In an Alabama dry county you can always have liquor at your country club. Why would procedures at private hospitals be different?

Must depend on what media you follow. I’ve been hearing “pregnant people” on NPR, including definitely in the last two days.

Ah. I stopped listening to NPR (and watching most cable news) in 2017 because I couldn’t take “all Trump, all the time” and never came back.

depends on how it is used, I guess. I don’t find language like “Reversing Roe will have a big impact on pregnant people” some kind of new woke speak. You might have heard the same language 50 years ago. True, it might have been “pregnant women” but they two sound the same to my ears.

Because Alabama law allows for private clubs to sell liquor in dry counties, but it won’t allow for private hospitals to perform abortions.
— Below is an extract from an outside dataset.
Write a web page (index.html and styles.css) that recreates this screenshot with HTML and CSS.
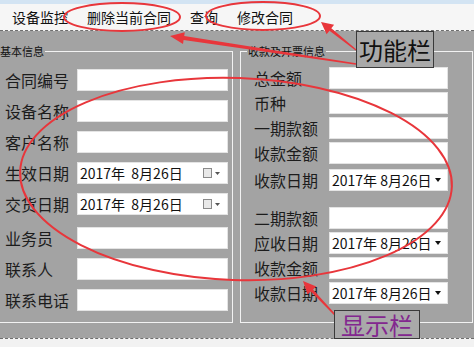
FILE: index.html
```html
<!DOCTYPE html>
<html lang="zh-CN">
<head>
    <meta charset="UTF-8">
    <title>合同管理</title>
    <link rel="stylesheet" href="styles.css">
</head>
<body>
    <div class="screen">
        <div class="titlestrip"></div>

        <div class="menubar">
            <span class="menu-item">设备监控</span>
            <span class="menu-item">删除当前合同</span>
            <span class="menu-item">查询</span>
            <span class="menu-item">修改合同</span>
        </div>

        <div class="main">
            <fieldset class="group group-basic">
                <legend>基本信息</legend>
                <div class="rows">
                    <div class="row"><span class="label">合同编号</span><div class="field"></div></div>
                    <div class="row"><span class="label">设备名称</span><div class="field"></div></div>
                    <div class="row"><span class="label">客户名称</span><div class="field"></div></div>
                    <div class="row">
                        <span class="label">生效日期</span>
                        <div class="field date">
                            <span>2017年&nbsp;&nbsp;8月26日</span>
                            <svg class="cal" width="18" height="10" viewBox="0 0 18 10">
                                <rect x="0.5" y="0.5" width="8" height="9" fill="#e9e9e9" stroke="#8a8a8a"/>
                                <path d="M12 4h5l-2.5 3z" fill="#555"/>
                            </svg>
                        </div>
                    </div>
                    <div class="row">
                        <span class="label">交货日期</span>
                        <div class="field date">
                            <span>2017年&nbsp;&nbsp;8月26日</span>
                            <svg class="cal" width="18" height="10" viewBox="0 0 18 10">
                                <rect x="0.5" y="0.5" width="8" height="9" fill="#e9e9e9" stroke="#8a8a8a"/>
                                <path d="M12 4h5l-2.5 3z" fill="#555"/>
                            </svg>
                        </div>
                    </div>
                    <div class="row spaced"><span class="label">业务员</span><div class="field"></div></div>
                    <div class="row"><span class="label">联系人</span><div class="field"></div></div>
                    <div class="row"><span class="label">联系电话</span><div class="field"></div></div>
                </div>
            </fieldset>

            <fieldset class="group group-pay">
                <legend>收款及开票信息</legend>
                <div class="rows">
                    <div class="row"><span class="label">总金额</span><div class="field"></div></div>
                    <div class="row"><span class="label">币种</span><div class="field"></div></div>
                    <div class="row"><span class="label">一期款额</span><div class="field"></div></div>
                    <div class="row"><span class="label">收款金额</span><div class="field"></div></div>
                    <div class="row row-date">
                        <span class="label">收款日期</span>
                        <div class="field date"><span>2017年&nbsp;8月26日</span><span class="drop"></span></div>
                    </div>
                    <div class="row row-second"><span class="label">二期款额</span><div class="field"></div></div>
                    <div class="row">
                        <span class="label">应收日期</span>
                        <div class="field date"><span>2017年&nbsp;8月26日</span><span class="drop"></span></div>
                    </div>
                    <div class="row"><span class="label">收款金额</span><div class="field"></div></div>
                    <div class="row">
                        <span class="label">收款日期</span>
                        <div class="field date"><span>2017年&nbsp;8月26日</span><span class="drop"></span></div>
                    </div>
                </div>
            </fieldset>
        </div>

        <div class="statusbar"></div>

        <!-- annotations drawn over the screenshot -->
        <svg class="marks" width="474" height="347" viewBox="0 0 474 347">
            <g fill="none" stroke="#e8363b" stroke-width="2">
                <ellipse cx="122" cy="17" rx="58" ry="14"/>
                <ellipse cx="263" cy="16" rx="57" ry="14"/>
                <ellipse cx="236" cy="179" rx="216" ry="101" transform="rotate(2 236 179)"/>
            </g>
            <g fill="#e8363b">
                <polygon points="170,36 184.8,32.2 184.2,36.1 356.1,63.2 355.9,64.8 183.6,40.1 183,44"/>
                <polygon points="321,22 334.1,24.8 331.3,28.3 356.4,49.5 355.6,50.5 329.5,30.7 326.6,34.2"/>
                <polygon points="303,281 316.3,286.4 313,289.5 336.6,315.5 335.4,316.5 310.8,291.5 307.5,294.6"/>
            </g>
        </svg>
        <div class="callout callout-func">功能栏</div>
        <div class="callout callout-show">显示栏</div>
    </div>
</body>
</html>
```

FILE: styles.css
```css
* {
    margin: 0;
    padding: 0;
    box-sizing: border-box;
}

body {
    font-family: "Noto Sans CJK SC", "Liberation Sans", sans-serif;
    background: #f0f0f0;
    color: #1a1a1a;
}

.screen {
    position: relative;
    width: 474px;
    height: 347px;
    overflow: hidden;
    display: flex;
    flex-direction: column;
}

.titlestrip {
    height: 4px;
    background: #d3e4f3;
}

.menubar {
    height: 27px;
    display: flex;
    align-items: center;
    gap: 19px;
    padding-left: 12px;
    background: #f6f6f6;
    border-bottom: 1px dashed #6e6e6e;
    font-size: 14px;
    color: #111;
}

.main {
    height: 307px;
    display: flex;
    gap: 7px;
    padding: 14px 0 15px;
    background: #a3a3a3;
}

.group {
    border: 1px solid #f2f2f2;
    min-width: 0;
}

.group legend {
    font-size: 11px;
    line-height: 13px;
    color: #111;
    padding: 0 1px;
}

.group-basic {
    width: 236px;
    margin-left: -3px;
    padding: 11px 3px 0 7px;
}

.group-basic legend {
    margin-left: -6px;
}

.group-pay {
    width: 233px;
    padding: 9px 0 0 13px;
}

.group-pay legend {
    margin-left: -7px;
}

.rows {
    display: flex;
    flex-direction: column;
}

.group-basic .rows { gap: 9px; }
.group-pay .rows { gap: 3px; }

.row {
    display: grid;
    height: 22px;
    align-items: center;
}

.group-basic .row { grid-template-columns: 72px 151px; }
.group-pay .row { grid-template-columns: 75px 119px; }

.row.spaced { margin-top: 3px; }
.row.row-date { margin-top: 2px; }
.row.row-second { margin-top: 13px; }

.label {
    font-size: 16px;
    line-height: 22px;
    white-space: nowrap;
    color: #1c1c1c;
}

.field {
    height: 22px;
    background: #fff;
    border: 1px solid #e4e4e4;
}

.date {
    display: flex;
    align-items: center;
    justify-content: space-between;
    padding: 0 6px 0 2px;
    font-size: 14px;
    color: #111;
}

.cal {
    display: block;
}

.drop {
    width: 0;
    height: 0;
    border-left: 3px solid transparent;
    border-right: 3px solid transparent;
    border-top: 4px solid #111;
}

.statusbar {
    flex: 1;
    border-top: 1px dashed #6e6e6e;
    background: #f2f2f2;
}

.marks {
    position: absolute;
    left: 0;
    top: 0;
    pointer-events: none;
}

.callout {
    position: absolute;
    border: 1px solid #3a3a3a;
    font-size: 24px;
    text-align: center;
}

.callout-func {
    left: 356px;
    top: 31px;
    width: 78px;
    height: 37px;
    line-height: 35px;
    background: #a9a9a9;
    color: #111;
}

.callout-show {
    left: 334px;
    top: 310px;
    width: 86px;
    height: 29px;
    line-height: 27px;
    background: #a9a9a9;
    color: #83278f;
}
```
We already know the laws Alabama would impose:

Alabama abortion law passes: Read the bill - al.com

The text of the bill (which was not put into effect due to Roe), is right there–they make no provisions for “private hospitals.” I find the entire premise of your question pretty specious to be honest. The idea that because liquor laws in private clubs operate a certain way, there is any relationship with abortion laws, is nonsensical and not how the law works.

I’m guessing there’s some fine distinction between “selling” alcohol and “serving” alcohol that the structure of a Country Club satisfies. Surely it’s still illegal to, say, shoot somebody at a Country Club.
If (when, probably) performing an abortion becomes illegal per Alabama law, I very much doubt it will matter whether the hospital is public or private.

It’s one thing for the states being able to “decide” this, but quite another for zombie laws, for which no living person ever voted, to come back info effect after decades of inactivity. This is going to get real, real ugly.

I’ve wondered if that could’ve been the reason for leaking the decision ahead of time.

Of course my conjecture is idle speculation, but that is the way the law works. In Kansas dry counties you could even order liquor on restaurant menus. If you did, you had to join a private club and then buy the beverage and they would keep it in reserve to be served only to you.

Similarly it would be possible for an Orlando Out of State Women’s Clinic to provide procedures to non-resident members. This might even be a compound attached to the airport like the duty free shops.

My point is that where enough money is involved the law is no barrier.